Monday, May 21, 2012

Grand Illusion


Jean Renoir’s Grand Illusion currently being revived at Film Forum is an essay on identity politics of the most loving and global kind, which is to say a kind of identity politics that doesn’t exist today. All the elements of race, class and religious background that separate men are fully at work in the film and yet are ultimately assertions of the humanistic or liberal premise that there can be an empathy and unity of purpose amidst difference. Still differences are literally what makes horse races. The two aristocrats de Boldieu (Pierre Fresnay) and von Rauffenstein (Erich von Stroheim) are denizens of the same Parisian restaurants, Maxim’s and Fouquets, and also share a code of honor. “Je vous demand pardon,” von Rauffenstein says, after shooting his counterpart. De Boldieu sloughs off the apology. It will be all over for the Frenchman, but it’s von Rauffenstein who will have to carry on. However the grand illusion itself is ambiguous.
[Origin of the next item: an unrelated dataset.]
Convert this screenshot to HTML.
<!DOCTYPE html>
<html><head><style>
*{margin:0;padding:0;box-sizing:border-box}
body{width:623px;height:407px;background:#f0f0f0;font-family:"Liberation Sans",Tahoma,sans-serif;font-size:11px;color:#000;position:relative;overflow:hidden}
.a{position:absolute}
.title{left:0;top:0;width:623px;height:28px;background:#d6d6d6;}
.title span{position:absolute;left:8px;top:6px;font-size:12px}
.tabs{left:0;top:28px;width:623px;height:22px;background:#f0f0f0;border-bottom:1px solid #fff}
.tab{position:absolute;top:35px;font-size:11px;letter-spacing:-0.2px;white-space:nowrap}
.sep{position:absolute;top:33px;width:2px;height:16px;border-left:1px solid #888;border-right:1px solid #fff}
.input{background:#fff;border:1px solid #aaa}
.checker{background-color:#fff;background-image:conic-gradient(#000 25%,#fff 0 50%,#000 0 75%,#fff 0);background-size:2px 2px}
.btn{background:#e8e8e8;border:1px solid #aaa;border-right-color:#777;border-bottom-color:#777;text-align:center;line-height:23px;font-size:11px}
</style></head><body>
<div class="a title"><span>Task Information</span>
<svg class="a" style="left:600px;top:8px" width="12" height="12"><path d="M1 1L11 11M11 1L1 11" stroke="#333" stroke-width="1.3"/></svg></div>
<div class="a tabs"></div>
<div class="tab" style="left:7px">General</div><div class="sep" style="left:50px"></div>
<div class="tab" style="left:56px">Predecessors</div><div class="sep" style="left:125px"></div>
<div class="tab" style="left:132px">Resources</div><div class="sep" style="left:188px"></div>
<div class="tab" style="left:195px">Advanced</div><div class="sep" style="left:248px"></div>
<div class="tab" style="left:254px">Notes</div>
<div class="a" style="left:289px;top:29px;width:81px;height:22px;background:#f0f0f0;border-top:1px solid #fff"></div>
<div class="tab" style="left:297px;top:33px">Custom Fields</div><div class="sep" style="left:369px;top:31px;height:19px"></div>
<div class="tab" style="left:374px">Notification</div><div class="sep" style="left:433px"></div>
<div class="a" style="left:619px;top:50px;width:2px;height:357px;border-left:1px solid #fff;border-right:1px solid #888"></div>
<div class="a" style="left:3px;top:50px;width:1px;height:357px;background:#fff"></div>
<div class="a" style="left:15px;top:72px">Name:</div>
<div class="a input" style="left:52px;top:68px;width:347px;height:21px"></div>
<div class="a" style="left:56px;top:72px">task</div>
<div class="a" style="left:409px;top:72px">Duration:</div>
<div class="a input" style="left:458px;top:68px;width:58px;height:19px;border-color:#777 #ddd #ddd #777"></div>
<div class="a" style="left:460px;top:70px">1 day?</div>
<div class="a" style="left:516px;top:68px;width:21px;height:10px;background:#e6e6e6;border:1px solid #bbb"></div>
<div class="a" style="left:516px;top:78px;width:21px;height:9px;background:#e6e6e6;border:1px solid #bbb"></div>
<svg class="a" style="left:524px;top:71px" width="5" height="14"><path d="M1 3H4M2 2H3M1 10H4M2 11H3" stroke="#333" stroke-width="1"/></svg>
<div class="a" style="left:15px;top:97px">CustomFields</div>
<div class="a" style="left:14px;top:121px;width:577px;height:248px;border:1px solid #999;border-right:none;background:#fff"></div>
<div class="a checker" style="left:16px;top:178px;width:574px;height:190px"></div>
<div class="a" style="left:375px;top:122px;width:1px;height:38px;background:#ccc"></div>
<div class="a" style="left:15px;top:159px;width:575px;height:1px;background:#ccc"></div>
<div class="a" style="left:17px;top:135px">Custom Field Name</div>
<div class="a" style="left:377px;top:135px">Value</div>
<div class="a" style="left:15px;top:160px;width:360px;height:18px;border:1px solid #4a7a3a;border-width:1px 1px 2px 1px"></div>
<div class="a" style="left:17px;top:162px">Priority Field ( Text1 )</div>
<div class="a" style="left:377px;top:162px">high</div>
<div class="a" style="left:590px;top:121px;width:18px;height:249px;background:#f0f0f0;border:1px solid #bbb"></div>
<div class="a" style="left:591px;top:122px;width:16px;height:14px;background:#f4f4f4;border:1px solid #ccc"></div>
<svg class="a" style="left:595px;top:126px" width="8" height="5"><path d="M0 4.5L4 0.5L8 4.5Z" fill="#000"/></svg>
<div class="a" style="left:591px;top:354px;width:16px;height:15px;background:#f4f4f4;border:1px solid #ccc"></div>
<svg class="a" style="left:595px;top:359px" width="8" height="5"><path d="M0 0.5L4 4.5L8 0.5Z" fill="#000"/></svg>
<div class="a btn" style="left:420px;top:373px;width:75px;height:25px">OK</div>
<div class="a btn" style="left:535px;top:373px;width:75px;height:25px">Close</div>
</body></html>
On the simplest level, it’s an illusion that men are separated, but the term is also ironically employed to the extent that the notion of conflict and war ending is also a grand illusion. The film has a picaresque quality that’s almost reminiscent of Candide, particularly when the working class Marechal (Jean Gabin) and the Jewish Rosenthal (Marcel Dalio) find an idyllic respite in the middle of their grueling escape to Switzerland. It’s reminiscent of Voltaire’s ironic reiterations of Leibnitz’s reality defying optimism, “all’s for the best in the best of all possible worlds.” When Gabin says goodbye to the saintly German widow, Elsa (Dita Parlo), who has taken him in (and has become his lover), we know that despite all the protestations, these two will never see each other again. The gap between the worlds they inhabit is too great.